The Defendants' Breach
The court established that the defendants had materially breached the contract by failing to open the bank credit as stipulated. It noted that the defendants' failure to perform this auxiliary condition did not amount to an immediate breach of the entire contract, as the plaintiffs had not yet been required to deliver the sugar. The court clarified that a breach could only occur after the time for performance had arrived, and until the plaintiffs received clear signals of the defendants' intention to repudiate, they were justified in their reliance on the defendants’ assurances. Thus, the plaintiffs maintained their rights under the contract until the defendants' conduct indicated a definitive breach.
Judgment for the Plaintiffs
The court affirmed the trial court's judgment for the plaintiffs, holding that their actions were reasonable given the circumstances. The evidence indicated that the plaintiffs acted in good faith and were ready to perform their obligations under the contract. The defendants' evasive conduct, characterized by repeated assurances followed by failure to act, ultimately led to their repudiation of the contract. The court concluded that the plaintiffs were entitled to damages resulting from the breach, which amounted to $237,735, as they had taken appropriate steps to mitigate their losses after the breach occurred.

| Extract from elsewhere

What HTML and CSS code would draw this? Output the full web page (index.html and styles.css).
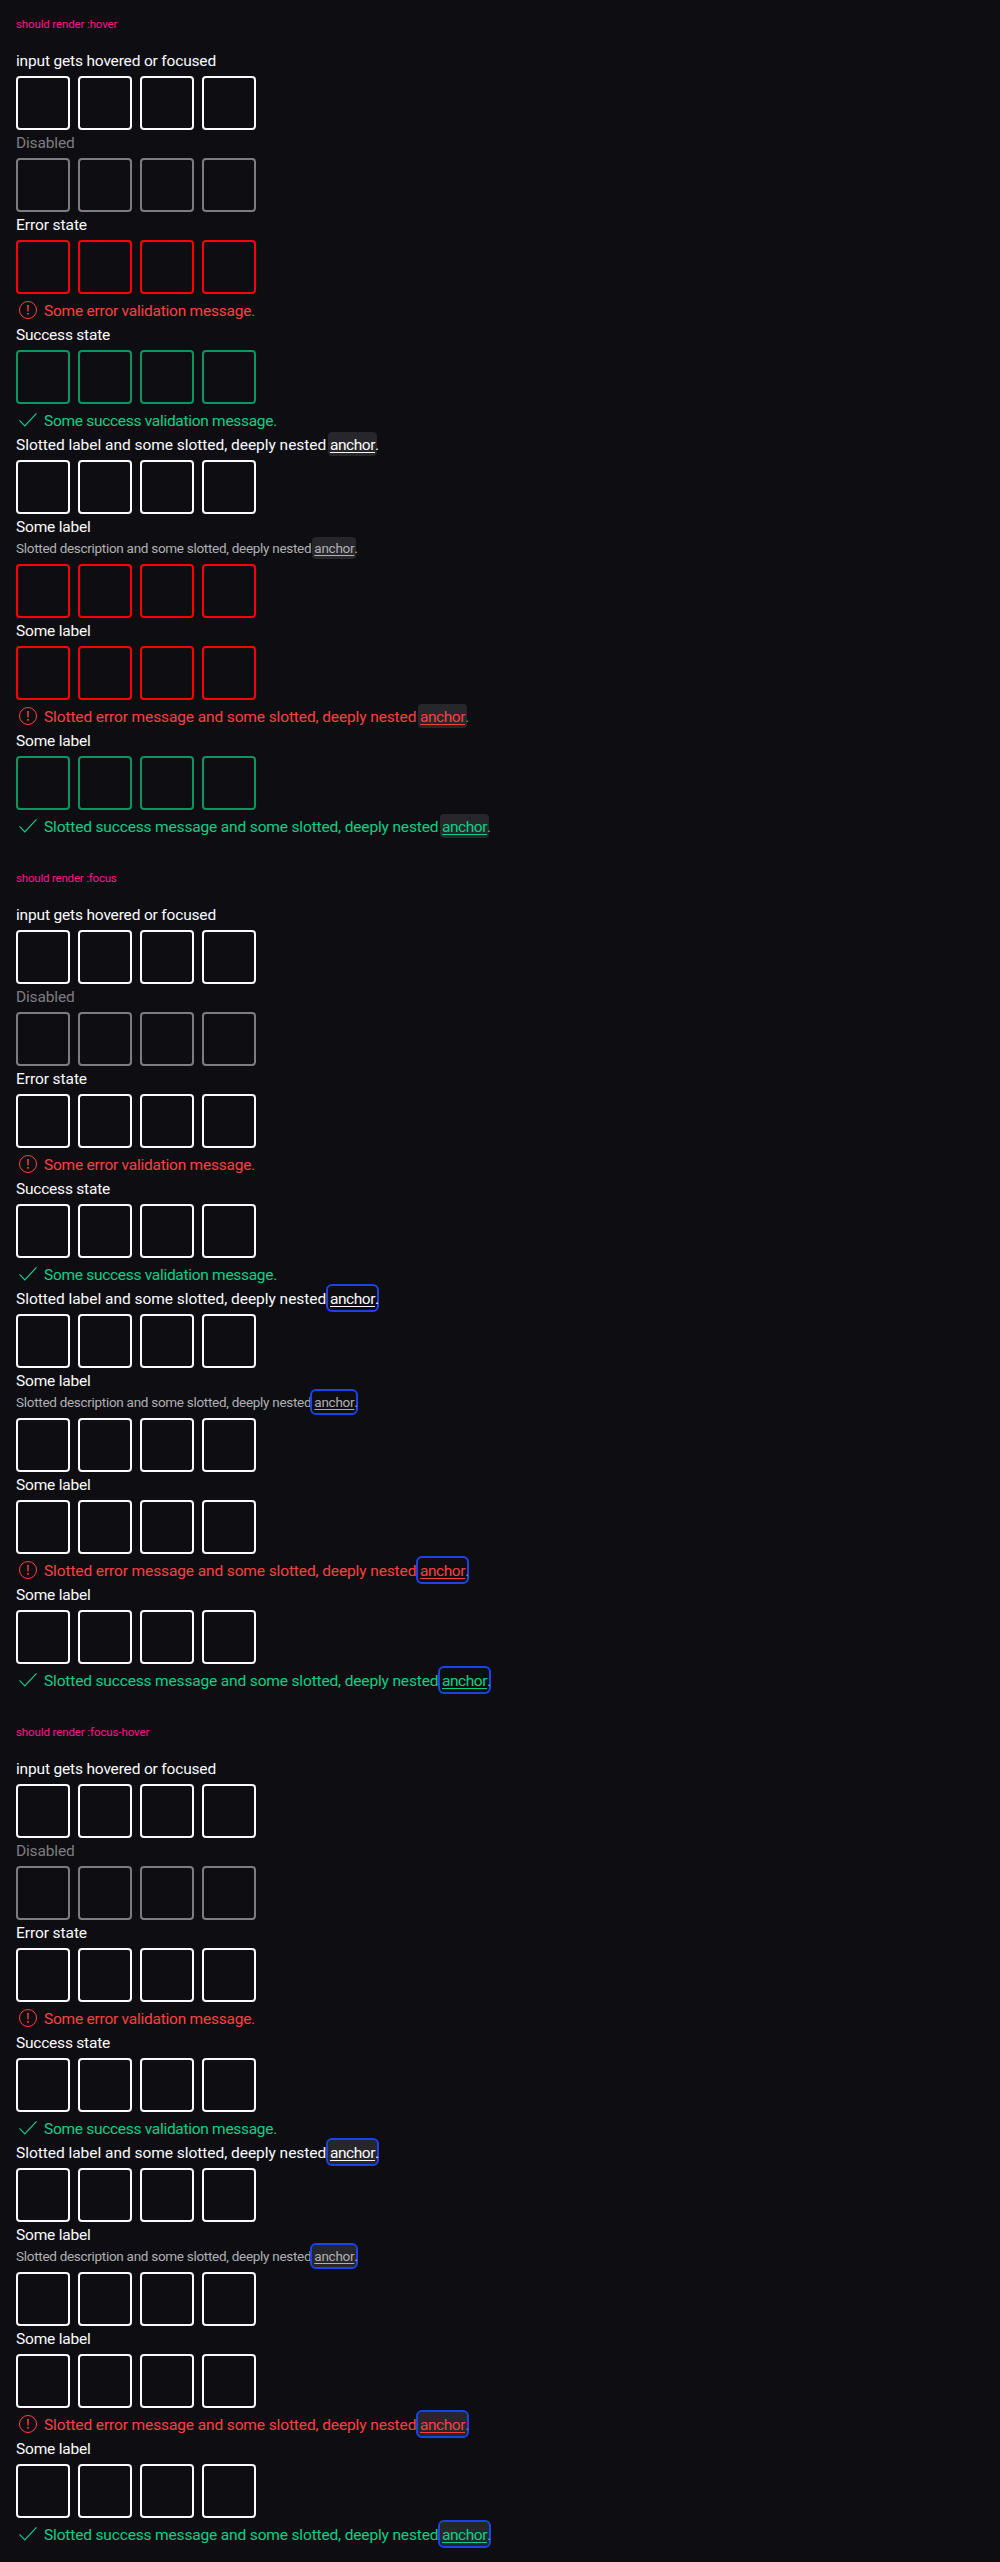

Conclusion on Rescission and Damages
In its conclusion, the court reinforced the principle that rescission does not eliminate the possibility of claiming damages for breach. It stated that the right to seek damages remains intact even after a contract is rescinded if the rescission was based on the other party's breach. The court underscored the importance of interpreting the intentions of the parties in light of the circumstances surrounding the contract. By determining that the plaintiffs simply chose to terminate future performance while retaining their right to damages, the court clarified the legal implications of the term "rescind" in contractual contexts.